From: shveta malik <shveta(dot)malik(at)gmail(dot)com>
To: Amit Kapila <amit(dot)kapila16(at)gmail(dot)com>
Cc: Masahiko Sawada <sawada(dot)mshk(at)gmail(dot)com>, "Hayato Kuroda (Fujitsu)" <kuroda(dot)hayato(at)fujitsu(dot)com>, Ashutosh Bapat <ashutosh(dot)bapat(dot)oss(at)gmail(dot)com>, Shlok Kyal <shlok(dot)kyal(dot)oss(at)gmail(dot)com>, Bertrand Drouvot <bertranddrouvot(dot)pg(at)gmail(dot)com>, PostgreSQL-development <pgsql-hackers(at)postgresql(dot)org>, shveta malik <shveta(dot)malik(at)gmail(dot)com>
Subject: Re: POC: enable logical decoding when wal_level = 'replica' without a server restart
Date: 2025-10-07 11:38:50
Message-ID: CAJpy0uAQ9udtYv_wDFKYNeZe_5ST1OekOrsCQZO=cudizvDGaw@mail.gmail.com
Views: Whole Thread | Raw Message | Download mbox | Resend email
Thread:
Lists: pgsql-hackers

On Tue, Oct 7, 2025 at 9:36 AM Amit Kapila <amit(dot)kapila16(at)gmail(dot)com> wrote:
>
> On Fri, Oct 3, 2025 at 12:43 AM Masahiko Sawada <sawada(dot)mshk(at)gmail(dot)com> wrote:
> >
> > On Wed, Oct 1, 2025 at 10:48 AM Amit Kapila <amit(dot)kapila16(at)gmail(dot)com> wrote:
> > >
> > > The other point to consider is that during promotion after
> > > UpdateLogicalDecodingStatusEndOfRecovery(), we have multiple things
> > > that seems to be necessary to perform before backends are allowed to
> > > write.
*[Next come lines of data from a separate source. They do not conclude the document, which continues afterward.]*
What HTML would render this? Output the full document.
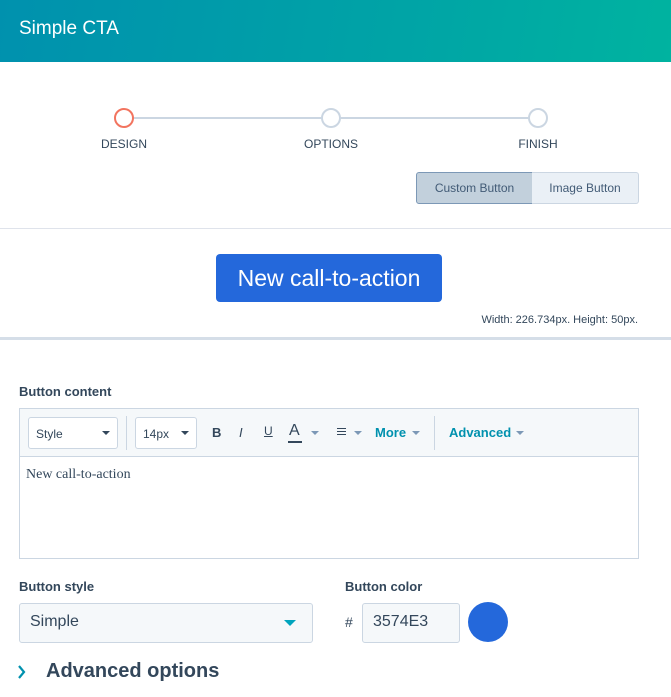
<!DOCTYPE html>
<html><head><style>
*{margin:0;padding:0;box-sizing:border-box}
body{width:671px;height:697px;background:#fff;font-family:"Liberation Sans",sans-serif;color:#33475b;position:relative;overflow:hidden}
.a{position:absolute}
.hdr{left:0;top:0;width:671px;height:62px;background:linear-gradient(100deg,#0091ae 0%,#00a4a6 60%,#00b3a0 100%)}
.lbl{font-size:12px;color:#33475b;transform:translateX(-50%)}
.circ{width:20px;height:20px;border-radius:50%;border:2px solid #cbd6e2;background:#fff}
.sel{border:1px solid #cbd6e2;border-radius:3px;background:#fff;font-size:12px;color:#33475b;padding:9px 7px}
.car{width:0;height:0;border-left:4px solid transparent;border-right:4px solid transparent;border-top:4px solid #33475b}
.car2{width:0;height:0;border-left:4px solid transparent;border-right:4px solid transparent;border-top:4px solid #7c98b6}
</style></head><body>
<div class="a hdr"></div>
<div class="a" style="left:19px;top:18px;font-size:19px;color:#fff">Simple CTA</div>

<div class="a" style="left:124px;top:117px;width:414px;height:2px;background:#cbd6e2"></div>
<div class="a circ" style="left:114px;top:108px;border-color:#f2745f"></div>
<div class="a circ" style="left:321px;top:108px"></div>
<div class="a circ" style="left:528px;top:108px"></div>
<div class="a lbl" style="left:124px;top:137px">DESIGN</div>
<div class="a lbl" style="left:331px;top:137px">OPTIONS</div>
<div class="a lbl" style="left:538px;top:137px">FINISH</div>

<div class="a" style="left:416px;top:172px;width:117px;height:32px;background:#c2d0dc;border:1px solid #7c98b6;border-radius:3px 0 0 3px;font-size:12px;color:#425b76;text-align:center;line-height:30px">Custom Button</div>
<div class="a" style="left:532px;top:172px;width:107px;height:32px;background:#eaf0f6;border:1px solid #cbd6e2;border-left:none;border-radius:0 3px 3px 0;font-size:12px;color:#425b76;text-align:center;line-height:30px">Image Button</div>

<div class="a" style="left:0;top:228px;width:671px;height:1px;background:#dfe3eb"></div>

<div class="a" style="left:216px;top:254px;width:226px;height:48px;background:#2468db;border-radius:4px;color:#fff;font-size:23px;text-align:center;line-height:48px">New call-to-action</div>
<div class="a" style="right:33px;top:314px;font-size:11px;color:#33475b">Width: 226.734px. Height: 50px.</div>
<div class="a" style="left:0;top:337px;width:671px;height:3px;background:#d5dee8"></div>

<div class="a" style="left:19px;top:384px;font-size:13px;font-weight:bold;color:#33475b">Button content</div>
<div class="a" style="left:19px;top:408px;width:620px;height:151px;border:1px solid #cbd6e2;background:#fff"></div>
<div class="a" style="left:20px;top:409px;width:618px;height:48px;background:#f5f8fa;border-bottom:1px solid #cbd6e2"></div>
<div class="a sel" style="left:28px;top:417px;width:90px;height:32px">Style</div>
<div class="a car" style="left:102px;top:431px"></div>
<div class="a" style="left:126px;top:416px;width:1px;height:34px;background:#cbd6e2"></div>
<div class="a sel" style="left:135px;top:417px;width:62px;height:32px">14px</div>
<div class="a car" style="left:181px;top:431px"></div>
<div class="a" style="left:212px;top:425px;font-size:13px;font-weight:bold">B</div>
<div class="a" style="left:239px;top:425px;font-size:13px;font-style:italic">I</div>
<div class="a" style="left:264px;top:424px;font-size:12px;text-decoration:underline">U</div>
<div class="a" style="left:289px;top:422px;font-size:16px">A</div>
<div class="a" style="left:288px;top:441px;width:14px;height:2px;background:#33475b"></div>
<div class="a car2" style="left:311px;top:431px"></div>
<div class="a" style="left:337px;top:428px;width:9px;height:1px;background:#33475b;box-shadow:0 3px 0 #33475b,0 6px 0 #33475b"></div>
<div class="a" style="left:337px;top:434px;width:6px;height:1px;background:#33475b"></div>
<div class="a car2" style="left:354px;top:431px"></div>
<div class="a" style="left:375px;top:425px;font-size:13px;font-weight:bold;color:#0091ae">More</div>
<div class="a car2" style="left:412px;top:431px"></div>
<div class="a" style="left:434px;top:416px;width:1px;height:34px;background:#cbd6e2"></div>
<div class="a" style="left:449px;top:425px;font-size:13px;font-weight:bold;color:#0091ae">Advanced</div>
<div class="a car2" style="left:516px;top:431px"></div>
<div class="a" style="left:26px;top:467px;font-family:'Liberation Serif',serif;font-size:14px;color:#33475b">New call-to-action</div>

<div class="a" style="left:19px;top:579px;font-size:13px;font-weight:bold">Button style</div>
<div class="a" style="left:345px;top:579px;font-size:13px;font-weight:bold">Button color</div>
<div class="a" style="left:19px;top:603px;width:294px;height:40px;background:#f5f8fa;border:1px solid #cbd6e2;border-radius:3px"></div>
<div class="a" style="left:30px;top:613px;font-size:16px">Simple</div>
<div class="a" style="left:284px;top:620px;width:0;height:0;border-left:6px solid transparent;border-right:6px solid transparent;border-top:6px solid #00a4bd"></div>
<div class="a" style="left:345px;top:614px;font-size:14px">#</div>
<div class="a" style="left:362px;top:603px;width:98px;height:40px;background:#f5f8fa;border:1px solid #cbd6e2;border-radius:3px"></div>
<div class="a" style="left:373px;top:613px;font-size:16px">3574E3</div>
<div class="a" style="left:468px;top:602px;width:40px;height:40px;border-radius:50%;background:#2468db"></div>

<svg class="a" style="left:17px;top:664px" width="10" height="16"><path d="M2 2 L7 8 L2 14" stroke="#0091ae" stroke-width="2.2" fill="none"/></svg>
<div class="a" style="left:46px;top:660px;font-size:20px;font-weight:bold;color:#33475b">Advanced options</div>
</body></html>
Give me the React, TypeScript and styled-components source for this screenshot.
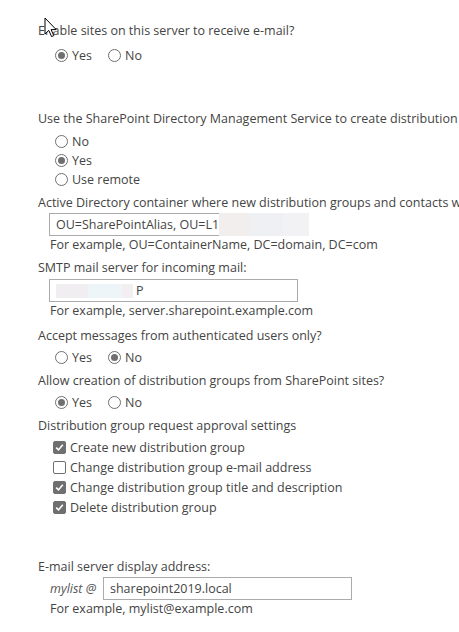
import React from "react";
import styled, { createGlobalStyle } from "styled-components";

const Global = createGlobalStyle`
  html, body { margin: 0; padding: 0; background: #fff; overflow: hidden; }
  body { font-family: "Open Sans", "Noto Sans", sans-serif; font-size: 12.5px; color: #444; }
`;

const Page = styled.div`
  position: relative;
  width: 459px;
  height: 632px;
  overflow: hidden;
  padding: 21px 0 0 38px;
  box-sizing: border-box;
  white-space: nowrap;
`;

const Label = styled.div<{ $mt?: number }>`
  line-height: 19px;
  height: 19px;
  margin-top: ${(p) => p.$mt ?? 0}px;
`;

const Help = styled.div`
  line-height: 17px;
  height: 17px;
  padding-left: 12px;
`;

const RadioRow = styled.div<{ $mt?: number }>`
  display: flex;
  align-items: center;
  height: 19px;
  padding-left: 17px;
  margin-top: ${(p) => p.$mt ?? 0}px;
`;

const RadioCol = styled.div<{ $mt?: number }>`
  display: flex;
  flex-direction: column;
  margin-top: ${(p) => p.$mt ?? 0}px;
`;

const Option = styled.label<{ $w?: number }>`
  display: flex;
  align-items: center;
  height: 19px;
  width: ${(p) => (p.$w ? `${p.$w}px` : "auto")};
  gap: 4px;
`;

const Circle = styled.span<{ $on?: boolean }>`
  width: 11px;
  height: 11px;
  border: 1px solid #6f6f6f;
  border-radius: 50%;
  display: flex;
  align-items: center;
  justify-content: center;
  background: #fff;
  flex: none;
  &::after {
    content: "";
    width: 7px;
    height: 7px;
    border-radius: 50%;
    background: ${(p) => (p.$on ? "#6f6f6f" : "transparent")};
  }
`;

const CheckCol = styled.div<{ $mt?: number }>`
  display: flex;
  flex-direction: column;
  padding-left: 15px;
  margin-top: ${(p) => p.$mt ?? 0}px;
`;

const CheckRow = styled.label`
  display: flex;
  align-items: center;
  height: 20px;
  gap: 4px;
`;

const Box = styled.span<{ $on?: boolean }>`
  width: 11px;
  height: 11px;
  border: 1px solid #6f6f6f;
  border-radius: 2px;
  background: ${(p) => (p.$on ? "#6f6f6f" : "#fff")};
  display: flex;
  align-items: center;
  justify-content: center;
  flex: none;
`;

const InputBox = styled.div<{ $mt?: number; $w?: number }>`
  box-sizing: border-box;
  width: ${(p) => p.$w ?? 249}px;
  height: 23px;
  border: 1px solid #ababab;
  margin-top: ${(p) => p.$mt ?? 0}px;
  margin-left: 11px;
  display: flex;
  align-items: center;
  padding-left: 6px;
  color: #444;
  overflow: visible;
`;

const Redact = styled.span<{ $h: number; $ml?: number }>`
  display: flex;
  flex: none;
  height: ${(p) => p.$h}px;
  margin-left: ${(p) => p.$ml ?? 0}px;
`;

const Blot = styled.span<{ $c: string; $w: number }>`
  display: block;
  width: ${(p) => p.$w}px;
  height: 100%;
  background: ${(p) => p.$c};
`;

const Tail = styled.span`
  margin-left: 3px;
`;

const AddrRow = styled.div<{ $mt?: number }>`
  display: flex;
  align-items: center;
  margin-top: ${(p) => p.$mt ?? 0}px;
  padding-left: 12px;
`;

const Prefix = styled.span`
  font-style: italic;
  color: #555;
  width: 53px;
`;

const AddrInput = styled(InputBox)`
  margin-left: 0;
  width: 249px;
`;

const Cursor = styled.svg`
  position: absolute;
  left: 44px;
  top: 17px;
`;

const Check = () => (
  <svg width="9" height="9" viewBox="0 0 9 9">
    <path d="M1.2 4.6 L3.5 6.9 L7.8 1.8" fill="none" stroke="#fff" strokeWidth="1.6" />
  </svg>
);

const Radio = ({ on, label, w }: { on?: boolean; label: string; w?: number }) => (
  <Option $w={w}>
    <Circle $on={on} />
    <span>{label}</span>
  </Option>
);

const CB = ({ on, label }: { on?: boolean; label: string }) => (
  <CheckRow>
    <Box $on={on}>{on && <Check />}</Box>
    <span>{label}</span>
  </CheckRow>
);

export default function App() {
  return (
    <>
      <Global />
      <Page>
        <Label>Enable sites on this server to receive e-mail?</Label>
        <RadioRow $mt={6}>
          <Radio on label="Yes" w={53} />
          <Radio label="No" />
        </RadioRow>

        <Label $mt={44}>Use the SharePoint Directory Management Service to create distribution groups and contacts?</Label>
        <RadioCol $mt={4}>
          <RadioRow><Radio label="No" /></RadioRow>
          <RadioRow><Radio on label="Yes" /></RadioRow>
          <RadioRow><Radio label="Use remote" /></RadioRow>
        </RadioCol>

        <Label $mt={4}>Active Directory container where new distribution groups and contacts will be created:</Label>
        <InputBox $mt={1}>
          <span>OU=SharePointAlias, OU=L1</span>
          <Redact $h={23}>
            <Blot $c="#f2eeee" $w={31} />
            <Blot $c="#eff0f4" $w={33} />
            <Blot $c="#f2f2f4" $w={26} />
          </Redact>
        </InputBox>
        <Help>For example, OU=ContainerName, DC=domain, DC=com</Help>

        <Label $mt={5}>SMTP mail server for incoming mail:</Label>
        <InputBox $mt={2}>
          <Redact $h={14}>
            <Blot $c="#f1eef1" $w={32} />
            <Blot $c="#edf5f8" $w={34} />
            <Blot $c="#f3eef0" $w={11} />
          </Redact>
          <Tail>P</Tail>
        </InputBox>
        <Help>For example, server.sharepoint.example.com</Help>

        <Label $mt={7}>Accept messages from authenticated users only?</Label>
        <RadioRow $mt={3}>
          <Radio label="Yes" w={53} />
          <Radio on label="No" />
        </RadioRow>

        <Label $mt={4}>Allow creation of distribution groups from SharePoint sites?</Label>
        <RadioRow $mt={3}>
          <Radio on label="Yes" w={53} />
          <Radio label="No" />
        </RadioRow>

        <Label $mt={4}>Distribution group request approval settings</Label>
        <CheckCol $mt={2}>
          <CB on label="Create new distribution group" />
          <CB label="Change distribution group e-mail address" />
          <CB on label="Change distribution group title and description" />
          <CB on label="Delete distribution group" />
        </CheckCol>

        <Label $mt={40}>E-mail server display address:</Label>
        <AddrRow $mt={1}>
          <Prefix>mylist @</Prefix>
          <AddrInput>sharepoint2019.local</AddrInput>
        </AddrRow>
        <Help>For example, mylist@example.com</Help>

        <Cursor width="14" height="21" viewBox="0 0 14 21">
          <path d="M1 1 L1 17 L4.8 13.4 L7.6 19.6 L9.8 18.6 L7.1 12.6 L12.2 12.6 Z" fill="#fff" stroke="#000" strokeWidth="1" strokeLinejoin="miter" />
        </Cursor>
      </Page>
    </>
  );
}
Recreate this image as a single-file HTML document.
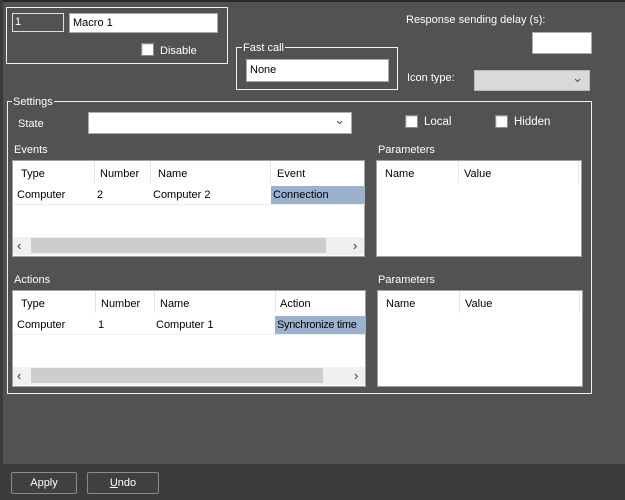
<!DOCTYPE html>
<html><head><meta charset="utf-8"><style>
*{margin:0;padding:0;box-sizing:border-box}
body{width:625px;height:500px;background:#525252;position:relative;overflow:hidden;font-family:"Liberation Sans",sans-serif;font-size:11px;color:#fff}
.a{position:absolute}
.box{position:absolute;border:1px solid #f0f0f0}
.lbl{position:absolute;background:#525252;padding:0 1px;line-height:12px}
.w{position:absolute;background:#fff;color:#000;line-height:18px;padding-left:3px;border:1px solid #a8a8a8}
.cb{position:absolute;width:13px;height:13px;background:#fff;border:1px solid #8a8a8a;box-shadow:inset 1px 1px 0 #ddd}
.t{position:absolute;background:#fff;border:1px solid #a0a0a0;color:#000}
.t .h{position:absolute;top:7px}
.t .c{position:absolute;top:28px}
.t .v{position:absolute;top:0;width:1px;height:22px;background:#e6e6e6}
.t .rl{position:absolute;left:0;top:43px;height:1px;background:#eee}
.sb{position:absolute;height:18px;background:#f0f0f0}
.th{position:absolute;top:1px;height:15px;background:#cdcdcd}
.btn{position:absolute;height:22px;border:1px solid #8a8a8a;background:#404040;border-radius:2px;text-align:center;line-height:20px}
.dd{color:#555;text-align:right;padding-right:6px;line-height:14px;font-size:13px}
</style></head><body>
<div class="a" style="left:0;top:0;width:625px;height:2px;background:#2a2a2a"></div>
<div class="a" style="left:0;top:0;width:3px;height:500px;background:#3a3a3a"></div>

<div class="box" style="left:6px;top:7px;width:222px;height:57px"></div>
<div class="a" style="left:12px;top:13px;width:52px;height:19px;border:1px solid #ddd;line-height:17px;padding-left:2px">1</div>
<div class="w" style="left:69px;top:13px;width:149px;height:20px">Macro 1</div>
<div class="cb" style="left:141px;top:43px"></div>
<div class="lbl" style="left:159px;top:45px">Disable</div>

<div class="box" style="left:236px;top:47px;width:162px;height:43px"></div>
<div class="lbl" style="left:242px;top:42px">Fast call</div>
<div class="w" style="left:246px;top:59px;width:143px;height:23px;line-height:20px">None</div>

<div class="lbl" style="left:405px;top:14px">Response sending delay (s):</div>
<div class="a" style="left:532px;top:32px;width:60px;height:22px;background:#fff;border:1px solid #aaa"></div>
<div class="lbl" style="left:406px;top:72px">Icon type:</div>
<div class="a dd" style="left:474px;top:70px;width:116px;height:21px;background:#d9d9d9;border:1px solid #bbb">&#8964;</div>

<div class="box" style="left:7px;top:101px;width:585px;height:293px"></div>
<div class="lbl" style="left:12px;top:96px">Settings</div>
<div class="lbl" style="left:17px;top:118px">State</div>
<div class="a dd" style="left:88px;top:112px;width:264px;height:22px;background:#fff;border:1px solid #aaa">&#8964;</div>
<div class="cb" style="left:405px;top:115px"></div>
<div class="lbl" style="left:423px;top:116px;font-size:11.5px">Local</div>
<div class="cb" style="left:495px;top:115px"></div>
<div class="lbl" style="left:513px;top:116px;font-size:11.5px">Hidden</div>

<div class="lbl" style="left:13px;top:144px">Events</div>
<div class="t" style="left:12px;top:160px;width:353px;height:97px">
 <div class="v" style="left:81px"></div><div class="v" style="left:137px"></div><div class="v" style="left:257px"></div>
 <div class="h" style="left:8px">Type</div><div class="h" style="left:87px">Number</div><div class="h" style="left:145px">Name</div><div class="h" style="left:264px">Event</div>
 <div class="a" style="left:258px;top:25px;width:94px;height:18px;background:#9bb2cf"></div>
 <div class="c" style="left:4px">Computer</div><div class="c" style="left:84px">2</div><div class="c" style="left:140px">Computer 2</div><div class="c" style="left:260px">Connection</div>
 <div class="rl" style="width:352px"></div>
 <div class="sb" style="left:0;top:76px;width:351px"><div class="th" style="left:18px;width:295px"></div>
 <div class="a" style="left:4px;top:1px;color:#333;font-size:13px">&#8249;</div><div class="a" style="left:340px;top:1px;color:#333;font-size:13px">&#8250;</div></div>
</div>
<div class="lbl" style="left:377px;top:144px">Parameters</div>
<div class="t" style="left:376px;top:160px;width:206px;height:97px">
 <div class="v" style="left:81px"></div><div class="v" style="left:201px"></div>
 <div class="h" style="left:8px">Name</div><div class="h" style="left:87px">Value</div>
</div>

<div class="lbl" style="left:13px;top:274px">Actions</div>
<div class="t" style="left:12px;top:290px;width:354px;height:97px">
 <div class="v" style="left:82px"></div><div class="v" style="left:141px"></div><div class="v" style="left:262px"></div>
 <div class="h" style="left:8px">Type</div><div class="h" style="left:88px">Number</div><div class="h" style="left:147px">Name</div><div class="h" style="left:267px">Action</div>
 <div class="a" style="left:262px;top:25px;width:91px;height:18px;background:#9bb2cf"></div>
 <div class="c" style="left:4px">Computer</div><div class="c" style="left:85px">1</div><div class="c" style="left:143px">Computer 1</div><div class="c" style="left:264px;letter-spacing:-0.3px">Synchronize time</div>
 <div class="rl" style="width:352px"></div>
 <div class="sb" style="left:0;top:76px;width:352px"><div class="th" style="left:18px;width:292px"></div>
 <div class="a" style="left:4px;top:1px;color:#333;font-size:13px">&#8249;</div><div class="a" style="left:341px;top:1px;color:#333;font-size:13px">&#8250;</div></div>
</div>
<div class="lbl" style="left:377px;top:274px">Parameters</div>
<div class="t" style="left:377px;top:290px;width:206px;height:97px">
 <div class="v" style="left:81px"></div><div class="v" style="left:201px"></div>
 <div class="h" style="left:8px">Name</div><div class="h" style="left:87px">Value</div>
</div>

<div class="a" style="left:0;top:464px;width:625px;height:36px;background:#3b3b3b"></div>
<div class="btn" style="left:11px;top:472px;width:66px">Apply</div>
<div class="btn" style="left:87px;top:472px;width:72px"><u>U</u>ndo</div>
</body></html>
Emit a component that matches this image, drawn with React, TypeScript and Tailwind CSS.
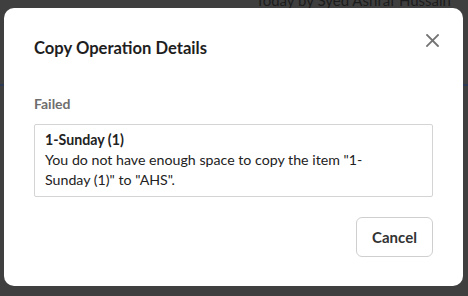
import React from "react";

export default function App() {
  return (
    <div
      className="relative w-[468px] h-[296px] overflow-hidden bg-[#3f3f3f]"
      style={{ fontFamily: "Lato, 'Open Sans', sans-serif" }}
    >
      {/* dimmed page behind */}
      <div className="absolute right-[17px] top-[-10px] text-[15px] leading-[20px] text-[#1c1c1c] whitespace-nowrap">
        Today by Syed Ashraf Hussain
      </div>
      <div className="absolute left-0 right-0 top-[84px] h-[2px] bg-[#2c3a55]" />

      {/* modal */}
      <div className="absolute left-[4px] top-[8px] w-[459px] h-[278px] rounded-[10px] bg-white flex flex-col px-[30px] pt-[28px] pb-[29px]">
        <div className="flex items-start justify-between">
          <h2 className="text-[16.6px] leading-[24px] font-bold text-[#1e1e1e]">
            Copy Operation Details
          </h2>
          <button className="mt-[-2px] mr-[-6px] w-[13px] h-[13px] text-[#747474]" aria-label="Close">
            <svg width="13" height="13" viewBox="0 0 13 13" fill="none" stroke="currentColor" strokeWidth="1.8" strokeLinecap="square">
              <path d="M1 1 L12 12 M12 1 L1 12" />
            </svg>
          </button>
        </div>

        <div className="mt-[34px] text-[14px] leading-[20px] font-bold text-[#6e6e6e]">Failed</div>

        <div className="mt-[10px] border border-[#d4d4d4] rounded-[2px] pl-[10px] pr-[32px] pt-[5px] pb-[6px] text-[14.2px] leading-[20px] text-[#222]">
          <div className="font-bold">1-Sunday (1)</div>
          <div>You do not have enough space to copy the item "1-Sunday (1)" to "AHS".</div>
        </div>

        <div className="mt-[20px] flex justify-end">
          <button className="w-[77px] h-[40px] rounded-[6px] border border-[#cfcfcf] bg-white text-[15px] font-bold text-[#333]">
            Cancel
          </button>
        </div>
      </div>
    </div>
  );
}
For example, refer to comments: "If any of the critical GUCs
> > > have changed, log them before we allow backends to write WAL.*/. I
> > > think the key thing is that before we set state DB_IN_PRODUCTION in
> > > ControlFile and mark SharedRecoverstate as RECOVERY_STATE_DONE,
> > > backends shouldn't be allowed to write WAL. If we want to take an
> > > exception for writing a WAL during slot_creation before the
> > > RECOVERY_STATE_DONE is set, we should analyze and explain in comments
> > > why it is okay to take this exception.
> >
> > Agreed.
> >
> > As the discussion is becoming more complex, let me summarize our
> > discussion about the delay_status_change flag and lazy behavior.
> >
>
> Thanks for the summary.
>
> > The delay_status_change flag was created to handle a specific timing
> > issue: there's a brief window where backend processes can
> > enable/disable logical decoding but cannot write the STATUS_CHANGE
> > record. This occurs because after the startup process updates the
> > logical decoding status (in
> > UpdateLogicalDecodingStatusEndOfRecovery()), backend processes cannot
> > write WAL records until the startup sets SharedRecoveryState to
> > RECOVERY_STATE_DONE. The idea is to delay any logical decoding status
> > changes during this window until WAL writing is permitted system-wide.
> > An alternative idea being discussed is to allow an exception for
> > STATUS_CHANGE records, letting them be written even during this
> > window. While this alternative is simpler and technically feasible, it
> > could be risky as it breaks the general rule that 'backends cannot
> > write WAL records until recovery completes.'
> >
> > When the process exits or raises an ERROR, the process needs to clean
> > up temporary and ephemeral slots, which might disable logical
> > decoding. This deactivation process may involve waiting - either for
> > concurrent activation/deactivation processes to finish or due to the
> > delay_status_flag (if implemented). However, waiting during user-level
> > cleanup (in before_shmem_exit callbacks) isn't ideal since the process
> > blocks all interrupts. To address this, we introduced lazy behavior,
> > which delegates the deactivation process to the checkpointer, allowing
> > it to disable logical decoding asynchronously. This way, the
> > deactivation during user-level cleanup only needs to disable logical
> > decoding in shared memory and send signals.
> >
> > While we've discussed that if we don't use the idea of the
> > delay_status_flag we don't need the lazy behavior either, I find that
> > we still need lazy behavior to handle waits during concurrent status
> > changes.

Do you mean waits due to 'status_change_inprogress' being true (due to
concurrent slot-operation) when temp-slot cleanup is happening during
process_exit?

> > Moreover, since we need lazy behavior anyway, the benefits of
> > implementing the exception-based approach seem limited.
> >
>
> Right, it would be ideal if we can follow the same idea (either in a
> lazy way or by introducing wait during drop of slot) to disable
> decoding in all cases. However, during user operations (say slot_drop
> or subscription drop), doing it lazily has a downside that it can take
> some time before we could change the effective_wal_level and disable
> decoding especially when checkpointer (or any other background process
> we choose to do this work) is already busy with other things. Ideally,
> it shouldn't be frequent to drop the last logical slot, so it should
> be okay to take such an exception to keep code simple.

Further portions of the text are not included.